**REQUEST**
Of all the lines in the records, how many hold the word "this"? Answer with the number only.

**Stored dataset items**

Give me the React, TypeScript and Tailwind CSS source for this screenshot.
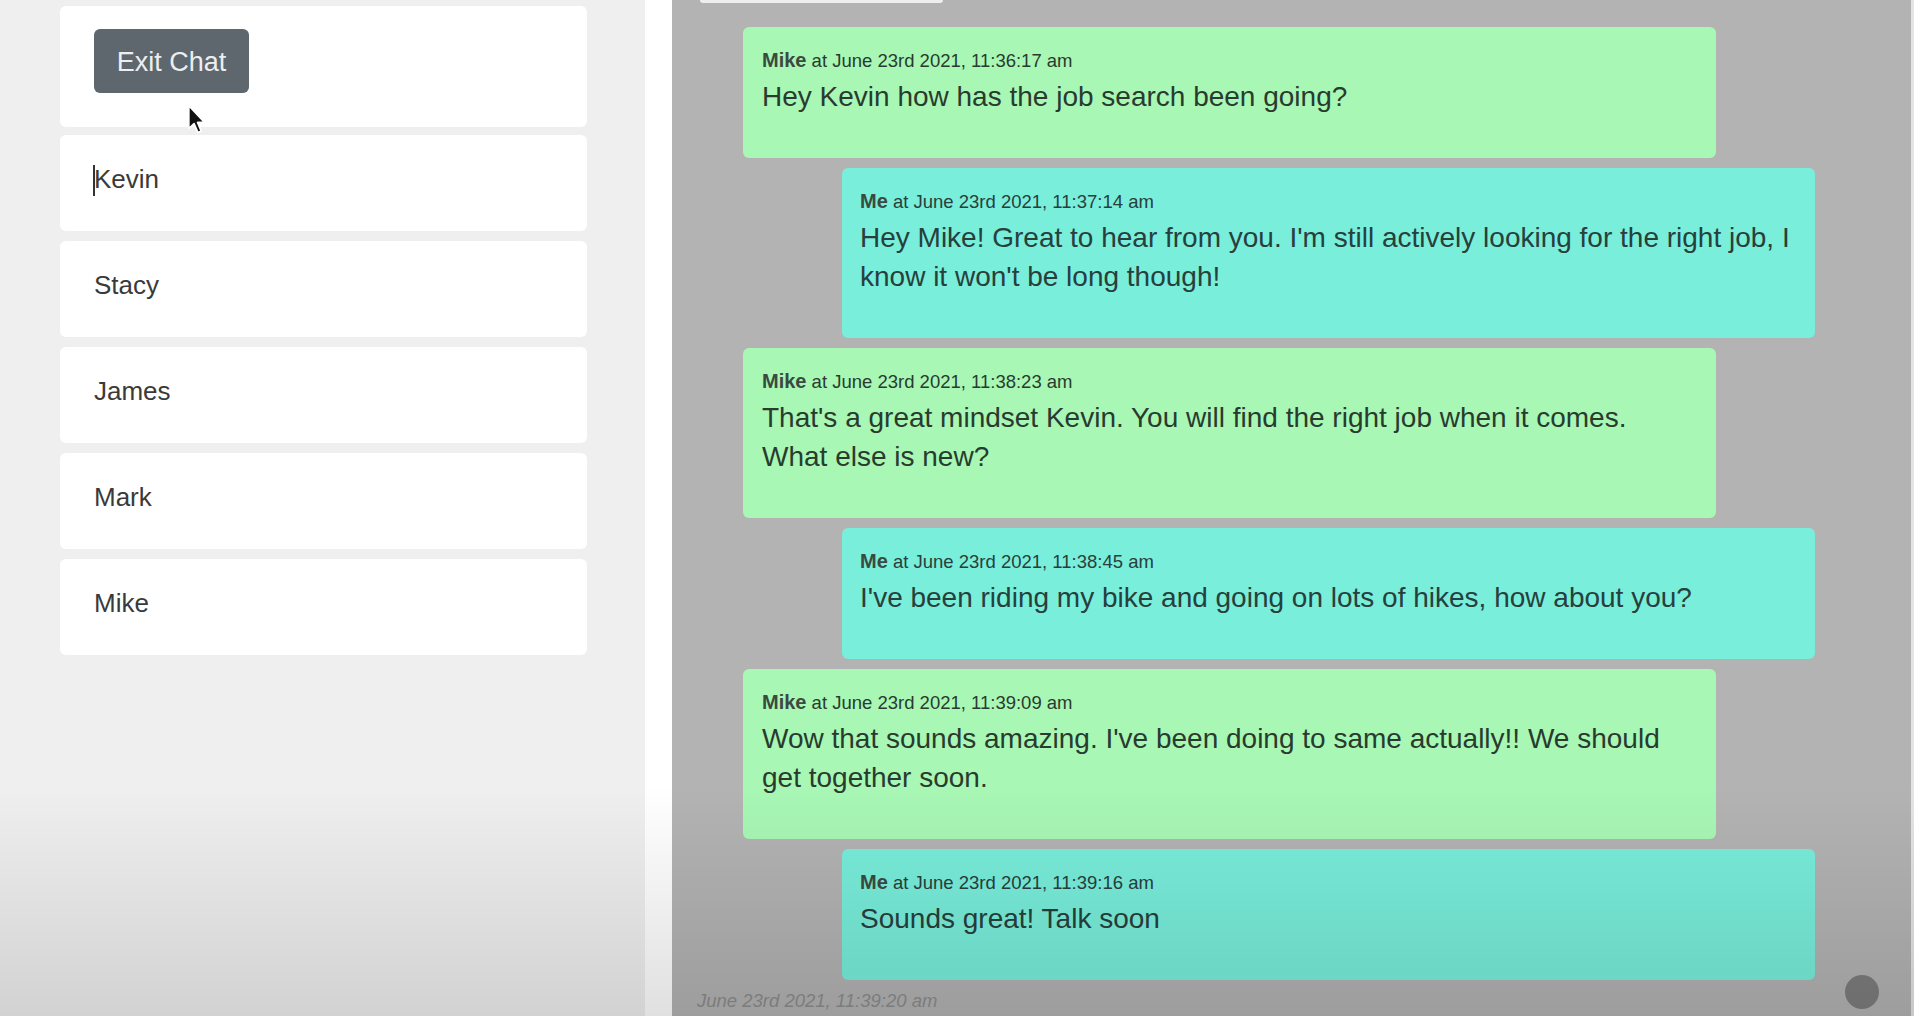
import React from "react";

type Msg = { from: "Mike" | "Me"; time: string; lines: string[] };

const messages: Msg[] = [
  { from: "Mike", time: "June 23rd 2021, 11:36:17 am", lines: ["Hey Kevin how has the job search been going?"] },
  {
    from: "Me",
    time: "June 23rd 2021, 11:37:14 am",
    lines: [
      "Hey Mike! Great to hear from you. I'm still actively looking for the right job, I",
      "know it won't be long though!",
    ],
  },
  {
    from: "Mike",
    time: "June 23rd 2021, 11:38:23 am",
    lines: ["That's a great mindset Kevin. You will find the right job when it comes.", "What else is new?"],
  },
  { from: "Me", time: "June 23rd 2021, 11:38:45 am", lines: ["I've been riding my bike and going on lots of hikes, how about you?"] },
  {
    from: "Mike",
    time: "June 23rd 2021, 11:39:09 am",
    lines: ["Wow that sounds amazing. I've been doing to same actually!! We should", "get together soon."],
  },
  { from: "Me", time: "June 23rd 2021, 11:39:16 am", lines: ["Sounds great! Talk soon"] },
];

const contacts = ["Kevin", "Stacy", "James", "Mark", "Mike"];

function Bubble({ m }: { m: Msg }) {
  const mine = m.from === "Me";
  return (
    <div
      className={
        mine
          ? "ml-[170px] w-[973px] rounded-md bg-[#79eedb] pl-[18px] pr-[16px] pt-[20px] pb-[42px] text-[#27403b]"
          : "ml-[71px] w-[973px] rounded-md bg-[#a8f7b5] pl-[19px] pr-[16px] pt-[20px] pb-[42px] text-[#293b2e]"
      }
    >
      <div className="h-[26px] leading-[26px] whitespace-nowrap">
        <span className="text-[20px] font-bold text-[#3b4a40]">{m.from}</span>
        <span className="text-[18.5px]"> at {m.time}</span>
      </div>
      <div className="mt-[4px] text-[28px] leading-[39px]">
        {m.lines.map((l, i) => (
          <div key={i} className="whitespace-nowrap">
            {l}
          </div>
        ))}
      </div>
    </div>
  );
}

export default function App() {
  return (
    <div className="relative flex h-[1016px] w-[1914px] overflow-hidden font-['Liberation_Sans',Arial,sans-serif]">
      {/* Sidebar */}
      <div className="w-[645px] shrink-0 bg-[#efefef] pl-[60px] pt-[6px]">
        <div className="flex w-[527px] flex-col">
          <div className="h-[121px] rounded-md bg-white pl-[34px] pt-[23px]">
            <button className="h-[64px] w-[155px] rounded-md bg-[#5e676e] pt-[3px] text-[27px] text-[#eceef0]">
              Exit Chat
            </button>
          </div>
          <div className="mt-[8px] flex flex-col gap-[10px]">
            {contacts.map((c, i) => (
              <div key={c} className="h-[96px] rounded-md bg-white pl-[34px] pt-[26px]">
                <span className="relative text-[26px] leading-[36px] text-[#3a3a3a]">
                  {i === 0 && <span className="absolute left-[-1px] top-[1px] h-[31px] w-[2px] bg-[#333]" />}
                  {c}
                </span>
              </div>
            ))}
          </div>
        </div>
      </div>

      {/* Divider strip */}
      <div className="w-[27px] shrink-0 bg-white" />

      {/* Chat panel */}
      <div className="relative w-[1239px] shrink-0 bg-[#b3b3b3]">
        <div className="ml-[28px] h-[3px] w-[243px] rounded-b-sm bg-[#eeeeee]" />
        <div className="mt-[24px] flex flex-col gap-[10px]">
          {messages.map((m, i) => (
            <Bubble key={i} m={m} />
          ))}
        </div>
        <div className="mt-[7px] pl-[25px] text-[18.5px] italic leading-[27px] text-[#8c8c8c] whitespace-nowrap">
          June 23rd 2021, 11:39:20 am
        </div>
        <div className="absolute bottom-[7px] right-[32px] h-[34px] w-[34px] rounded-full bg-[#7d7d7d]" />
      </div>

      <div className="flex-1 bg-[#e4e4e4]" />

      {/* Video vignette darkening at bottom */}
      <div className="pointer-events-none absolute inset-x-0 bottom-0 h-[230px] bg-linear-to-b from-transparent to-[rgba(0,0,0,0.12)]" />

      {/* Mouse cursor */}
      <svg className="pointer-events-none absolute left-[187px] top-[104px]" width="20" height="31" viewBox="0 0 12 19">
        <path d="M1 1 L1 15 L4.2 12 L6.6 17.5 L8.6 16.6 L6.3 11.3 L10.6 11.3 Z" fill="#111" stroke="#fff" strokeWidth="1" strokeLinejoin="round" />
      </svg>
    </div>
  );
}
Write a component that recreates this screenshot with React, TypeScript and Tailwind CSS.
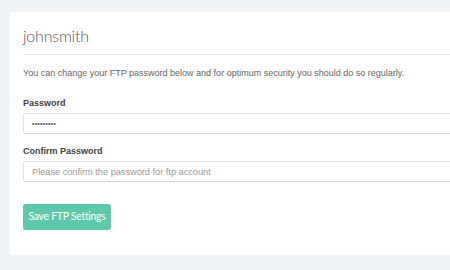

**WRITTEN RESPONSE**
2